1.     The suggested bias of the Labor Code in favor of the one company-one union policy, anchored on the greater mutual benefits which the parties could derive, especially in the case of employees whose bargaining strength could undeniably be enhanced by their unity and solidarity but diminished by their disunity, division and dissension, is not without exceptions.

"The present Article 245 of the Labor Code expressly allows supervisory employees who are not performing managerial functions to join, assist or form their separate union but bars them from membership in a labor organization of the rank-and-file employees. It reads:
ART. 245. Ineligibility of managerial employees to join any labor organization; right of supervisory employees. -- Managerial employees are not eligible to join, assist or form any labor organization. Supervisory employees shall not be eligible for membership in a labor organization of the rank-and-file employees but may join, assist or form separate labor organizations of their own.'
"This provision obviously allows more than one union in a company.

"Even Section 2 (c), Rule V, Book V of the Implementing Rules and Regulations of the Labor Code, which seeks to implement the policy, also recognizes exceptions. It reads:

"'SEC. 2. Who may file. -- Any legitimate labor organization or the employer, when requested to bargain collectively, may file the petition.

"'The petition, when filed by a legitimate labor organization shall contain, among others:

" x x x

"'(c)        description of the bargaining unit which shall be the employer unit unless circumstances otherwise require; x x x.' (Emphasis supplied)
The usual exception, of course, is where the employer unit has to give way to the other units like the craft unit, plant unit, or a subdivision thereof; the recognition of these exceptions takes into account the policy to assure employees of the fullest freedom in exercising their rights. (PASCUAL. C., Labor Relations Law, 1986, ed., 109) Otherwise stated, the one company-one union policy must yield to the right of the employees to form unions or associations for purposes not contrary to law, to self-organization and to enter into collective bargaining negotiations, among others, which the Constitution guarantees. (Section 8, Article III and Section 3, Article XIII, 1987 Constitution).'"
Moreover, the issue of which union truly represents the working force should be raised during the certification election, not during the registration period. Indeed, a certification election provides the most effective and expeditious mode to determine the real representatives of the working force in the appropriate bargaining unit.[15] It may be well to add that Section 5, Rule II, Book V[16] of the Omnibus Rules Implementing the Labor Code, enumerates the grounds for the denial of registration to local unions, and the existence of another union is not one of these grounds.
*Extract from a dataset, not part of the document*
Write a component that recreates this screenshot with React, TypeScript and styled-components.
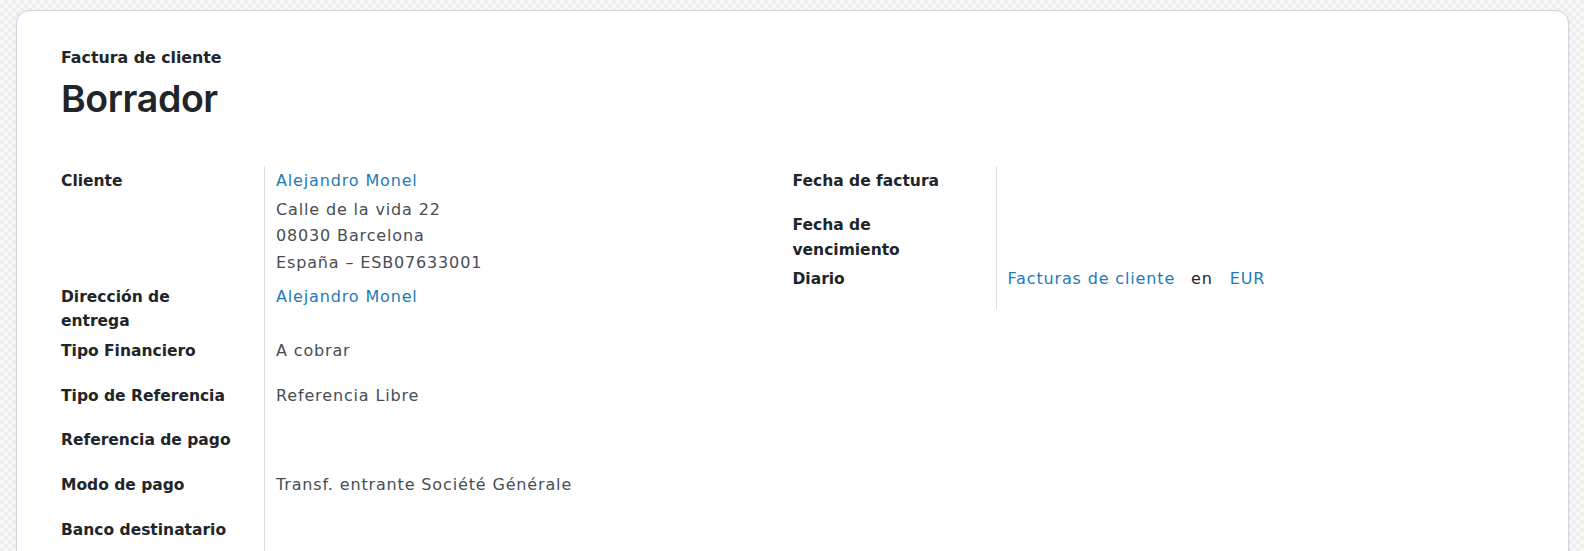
import React from "react";
import styled, { createGlobalStyle } from "styled-components";

const GlobalStyle = createGlobalStyle`
  html, body {
    margin: 0;
    padding: 0;
  }
  body {
    font-family: "DejaVu Sans", "Noto Sans", sans-serif;
    color: #212529;
    background: repeating-conic-gradient(#eeeeee 0 25%, #f7f7f7 0 50%) 0 0 / 8px 8px;
    overflow: hidden;
  }
`;

const Page = styled.div`
  height: 551px;
  padding: 10px 15px 0 16px;
  box-sizing: border-box;
`;

const Sheet = styled.div`
  background: #ffffff;
  border: 1px solid #d3d0e0;
  border-radius: 13px;
  box-shadow: 0 1px 3px rgba(60, 50, 90, 0.08);
  padding: 35px 44px 0 44px;
  height: 560px;
  box-sizing: border-box;
  overflow: hidden;
`;

const Subtitle = styled.div`
  font-weight: 700;
  font-size: 15.8px;
  line-height: 24px;
  color: #212529;
`;

const Title = styled.h1`
  margin: 7px 0 0 0;
  font-family: Inter, "DejaVu Sans", sans-serif;
  font-weight: 600;
  font-size: 37.5px;
  letter-spacing: -0.4px;
  line-height: 44px;
  color: #212529;
`;

const Groups = styled.div`
  display: grid;
  grid-template-columns: 1fr 1fr;
  margin-top: 44.5px;
  align-items: start;
`;

const Group = styled.div`
  display: grid;
  grid-template-columns: 203px 1fr;
  align-content: start;
`;

const Label = styled.div`
  padding: 3px 28px 2px 0;
  min-height: 39.9px;
  font-weight: 700;
  font-size: 15.5px;
  line-height: 24.3px;
  color: #212529;
`;

const Value = styled.div<{ $grow?: boolean }>`
  border-left: 1px solid #dcdcdc;
  padding: 3px 0 2px 11px;
  min-height: ${(p) => (p.$grow ? "200px" : "39.9px")};
  font-size: 16px;
  letter-spacing: 0.85px;
  line-height: 24px;
  color: #484d55;
`;

const Link = styled.a`
  color: #1f7ab8;
  text-decoration: none;
  cursor: pointer;
`;

const Address = styled.div`
  margin: 4px 0 3.5px;
  line-height: 26.7px;
`;

const Inline = styled.div`
  display: flex;
  align-items: baseline;
`;

const Connector = styled.span`
  margin: 0 17px 0 16px;
  color: #212529;
`;

export default function App() {
  return (
    <>
      <GlobalStyle />
      <Page>
        <Sheet>
          <Subtitle>Factura de cliente</Subtitle>
          <Title>Borrador</Title>
          <Groups>
            <Group>
              <Label>Cliente</Label>
              <Value>
                <Link>Alejandro Monel</Link>
                <Address>
                  Calle de la vida 22
                  <br />
                  08030 Barcelona
                  <br />
                  España – ESB07633001
                </Address>
              </Value>
              <Label>Dirección de entrega</Label>
              <Value>
                <Link>Alejandro Monel</Link>
              </Value>
              <Label>Tipo Financiero</Label>
              <Value>A cobrar</Value>
              <Label>Tipo de Referencia</Label>
              <Value>Referencia Libre</Value>
              <Label>Referencia de pago</Label>
              <Value />
              <Label>Modo de pago</Label>
              <Value>Transf. entrante Société Générale</Value>
              <Label>Banco destinatario</Label>
              <Value $grow />
            </Group>
            <Group>
              <Label>Fecha de factura</Label>
              <Value />
              <Label>Fecha de vencimiento</Label>
              <Value />
              <Label>Diario</Label>
              <Value>
                <Inline>
                  <Link>Facturas de cliente</Link>
                  <Connector>en</Connector>
                  <Link>EUR</Link>
                </Inline>
              </Value>
            </Group>
          </Groups>
        </Sheet>
      </Page>
    </>
  );
}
WHEREFORE, the petition is DISMISSED for utter lack of merit. Double costs against the petitioner.

SO ORDERED.
Narvasa, C.J., (Chairman), Davide Jr., Melo, and Francisco, JJ., concur.



[1] Rollo, pp. 7-13.

[2] Ibid., pp. 48-51.

[3] Ibid., pp. 45-47.

[4] Ibid., p. 51.

[5] Ibid., p. 52.

[6] Petitioner claims to have a local affiliate in OTSI, the Skilled Manpower Employees' Union or SMEU. Public respondent, however, averred that such affiliate was not a registered labor union and only petitioner was registered as an independent union.

[7] Entitled "Amending Book V of the Labor Code of the Philippines to Insure Speedy Labor Justice and Further Stabilize Industrial Peace" and approved on May 29, 1978.
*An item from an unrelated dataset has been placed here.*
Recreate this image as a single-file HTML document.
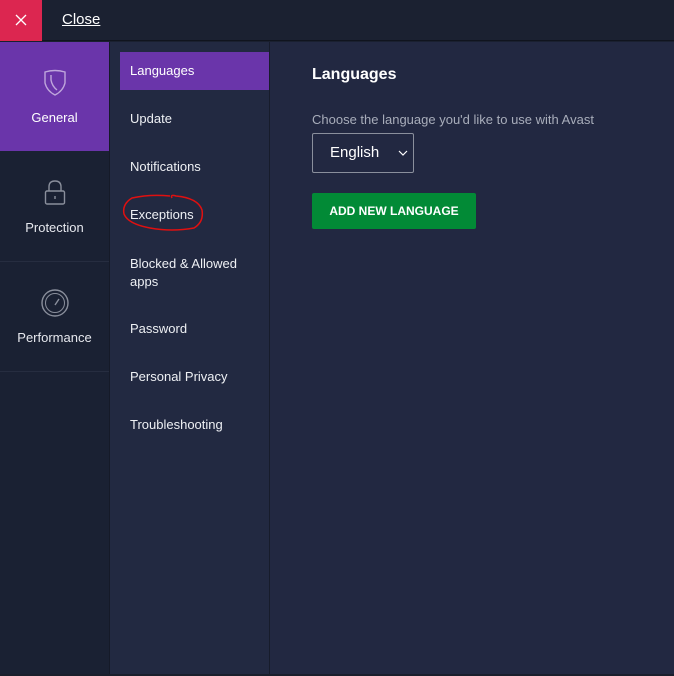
<!DOCTYPE html>
<html><head><style>
*{margin:0;padding:0;box-sizing:border-box}
body{width:674px;height:676px;background:#1a2030;font-family:"Liberation Sans",sans-serif;position:relative;overflow:hidden;color:#fff}
.abs{position:absolute}
</style></head><body>
<div class="abs" style="left:0;top:0;width:674px;height:41px;background:#1b2131;border-bottom:1px solid #10141e"></div>
<div class="abs" style="left:0;top:0;width:42px;height:41px;background:#dc2650"></div>
<svg class="abs" style="left:15px;top:14px" width="12" height="12"><path d="M1 1L11 11M11 1L1 11" stroke="#fff" stroke-width="1.3"/></svg>
<div class="abs" style="left:62px;top:11px;font-size:15px;text-decoration:underline;color:#fff">Close</div>

<div class="abs" style="left:0;top:42px;width:109px;height:632px;background:#1a2133"></div>
<div class="abs" style="left:0;top:42px;width:109px;height:109px;background:#6a35aa"></div>
<svg class="abs" style="left:43px;top:69px" width="24" height="28"><path d="M2 3Q12 0 22 3V14Q20 22 12 26Q4 22 2 14Z" fill="none" stroke="#bfa6dc" stroke-width="1.4"/><path d="M8 6V11Q9 17 14 21" fill="none" stroke="#bfa6dc" stroke-width="1.4"/></svg>
<div class="abs" style="left:0;top:110px;width:109px;text-align:center;font-size:13px">General</div>
<svg class="abs" style="left:44px;top:180px" width="22" height="26"><path d="M5 11V7Q5 1 11 1Q17 1 17 7V11" fill="none" stroke="#8a8f9c" stroke-width="1.4"/><rect x="1.5" y="11" width="19" height="13" rx="1.5" fill="none" stroke="#8a8f9c" stroke-width="1.4"/><path d="M11 16V19" stroke="#8a8f9c" stroke-width="1.4"/></svg>
<div class="abs" style="left:0;top:220px;width:109px;text-align:center;font-size:13px;color:#e6e8ee">Protection</div>
<div class="abs" style="left:0;top:261px;width:109px;height:1px;background:#262d40"></div>
<svg class="abs" style="left:40px;top:288px" width="30" height="30"><circle cx="15" cy="15" r="13" fill="none" stroke="#8a8f9c" stroke-width="1.4"/><circle cx="15" cy="15" r="9.5" fill="none" stroke="#8a8f9c" stroke-width="1"/><path d="M15 17L19 11" stroke="#8a8f9c" stroke-width="1.4"/></svg>
<div class="abs" style="left:0;top:330px;width:109px;text-align:center;font-size:13px;color:#e6e8ee">Performance</div>
<div class="abs" style="left:0;top:371px;width:109px;height:1px;background:#262d40"></div>
<div class="abs" style="left:109px;top:42px;width:1px;height:632px;background:#151a28"></div>

<div class="abs" style="left:110px;top:42px;width:159px;height:632px;background:#222941"></div>
<div class="abs" style="left:269px;top:42px;width:1px;height:632px;background:#171c2b"></div>
<div class="abs" style="left:270px;top:42px;width:404px;height:632px;background:#222841"></div>
<div class="abs" style="left:120px;top:52px;width:149px;height:38px;background:#6a35aa"></div>
<div class="abs" style="left:130px;top:63px;font-size:13px;color:#fff;line-height:16px">Languages</div>
<div class="abs" style="left:130px;top:111px;font-size:13px;color:#eef0f4;line-height:16px">Update</div>
<div class="abs" style="left:130px;top:159px;font-size:13px;color:#eef0f4;line-height:16px">Notifications</div>
<div class="abs" style="left:130px;top:207px;font-size:13px;color:#eef0f4;line-height:16px">Exceptions</div>
<svg class="abs" style="left:120px;top:192px" width="86" height="44"><path d="M50 4Q30 2 12 6Q2 12 4 22Q8 32 30 36Q52 40 74 36Q84 30 82 18Q78 6 56 4Q50 2 52 6" fill="none" stroke="#e01010" stroke-width="1.5"/></svg>
<div class="abs" style="left:130px;top:255px;font-size:13px;color:#eef0f4;line-height:18px">Blocked &amp; Allowed<br>apps</div>
<div class="abs" style="left:130px;top:321px;font-size:13px;color:#eef0f4;line-height:16px">Password</div>
<div class="abs" style="left:130px;top:369px;font-size:13px;color:#eef0f4;line-height:16px">Personal Privacy</div>
<div class="abs" style="left:130px;top:417px;font-size:13px;color:#eef0f4;line-height:16px">Troubleshooting</div>

<div class="abs" style="left:312px;top:66px;font-size:16px;font-weight:bold">Languages</div>
<div class="abs" style="left:312px;top:112px;font-size:13px;color:#a8adba">Choose the language you'd like to use with Avast</div>
<div class="abs" style="left:312px;top:133px;width:102px;height:40px;border:1px solid #8a8f9c;border-radius:2px"></div>
<div class="abs" style="left:330px;top:144px;font-size:15px">English</div>
<svg class="abs" style="left:398px;top:150px" width="10" height="6"><path d="M1 1L5 5L9 1" fill="none" stroke="#fff" stroke-width="1.2"/></svg>
<div class="abs" style="left:312px;top:193px;width:164px;height:36px;background:#028a36;border-radius:2px;font-size:12px;font-weight:bold;text-align:center;line-height:36px">ADD NEW LANGUAGE</div>
<div class="abs" style="left:0;top:674px;width:674px;height:2px;background:#1a1f2c"></div>
</body></html>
[8] Resolution dated November 27, 1990, p. 3; rollo, p. 47.

[9] Memorandum, p. 1; rollo p. 124.

[10] Rollo, pp. 50-51.

[11] Philippine Scout Veterans Security and Investigation Agency vs. Torres, 224 SCRA 682, 687, July 21, 1993.

[12] Sebuguero vs. National Labor Relations Commission, 248 SCRA 532, September 27, 1995; Mina vs. National Labor Relations Commission, 246 SCRA 229. July 14, 1995; Militante vs. National Labor Relations Commission, 246 SCRA 365, July 14, 1995; Vallende vs. National Labor Relations Commission, 245 SCRA 662, July 7, 1995; Association of Marine Officers and Seamen of Reyes and Lim Co vs. Laguesma, 239 SCRA 460, December 27, 1994. See also Aboitiz Shipping Corporation vs. Dela Serna, G.R. No. 88538, 199 SCRA 568 (1991); Loadstar Shipping Co., Inc., vs. Gallo, G.R. No. 102845, February 4, 1994 and PAL Employees' Association vs. Ferrer-Calleja, 162 SCRA 426, June 22, 1988.
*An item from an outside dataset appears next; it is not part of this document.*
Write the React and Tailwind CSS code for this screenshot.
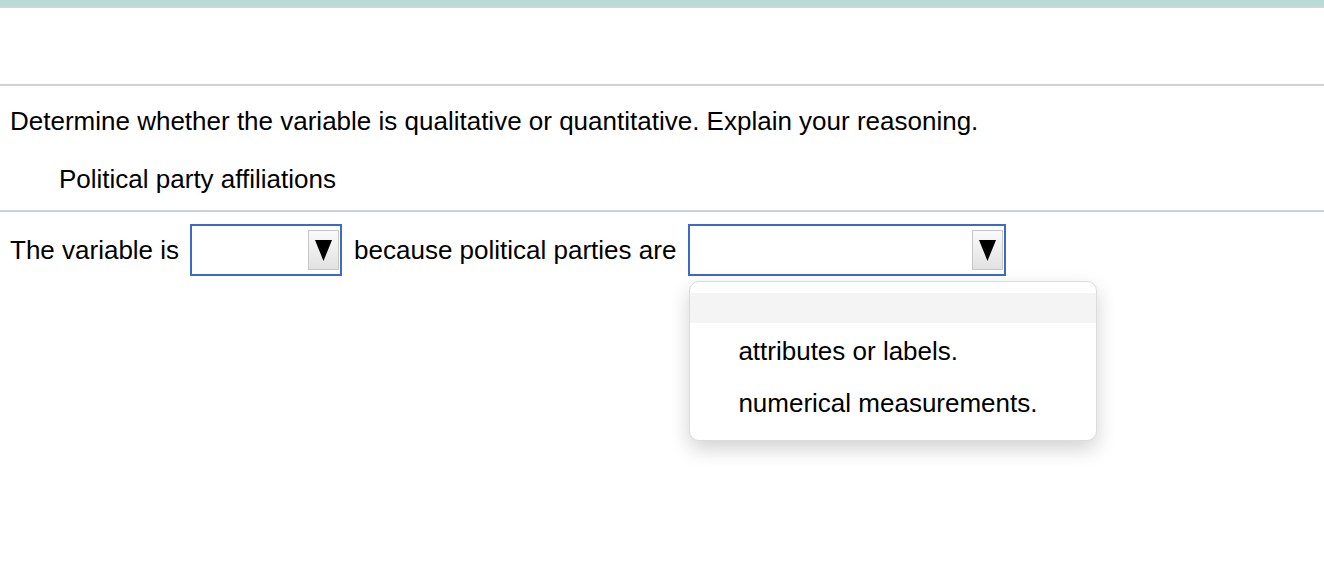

[13] "Sec. 3. When to file. -- In the absence of a collective bargaining agreement duly registered in accordance with Article 231 of the Code, a petition for certification election may be filed at any time. However, no certification election may be held within one year from the date of issuance of a final certification election result. Neither may a representation question be entertained if, before the filing of a petition for certification election, a bargaining deadlock to which an incumbent or certified bargaining agent is a party had been submitted to conciliation or arbitration or had become the subject of valid notice of strike or lockout.

"If a collective bargaining agreement has been duly registered in accordance with Article 231 of the Code, a petition for certification election or a motion for intervention can only be entertained within sixty (60) days prior to the expiry date of such agreement."

[14] 214 SCRA 174, 180-182, September 23, 1992.

[15] National Mines and Allied Workers Union vs. Secretary of Labor, 227 SCRA 821, November 16, 1991, citing Central Negros Electric Cooperative, Inc. vs. Secretary of Labor, 201 SCRA 584, September 13, 1991, and National Association of Free Trade Unions vs. Bureau of Labor Relations, 164 SCRA 12, August 3, 1988.

[16] "Sec. 5. Denial of registration of local unions. -- The Regional Office or the Bureau may deny the application for registration on grounds of non-compliance with the requirements enumerated in Section 4 hereof.

"The decision of the Regional Office or the Bureau denying the application for registration shall be in writing, stating in clear terms the reasons therefor. A copy thereof shall be furnished the applicant union."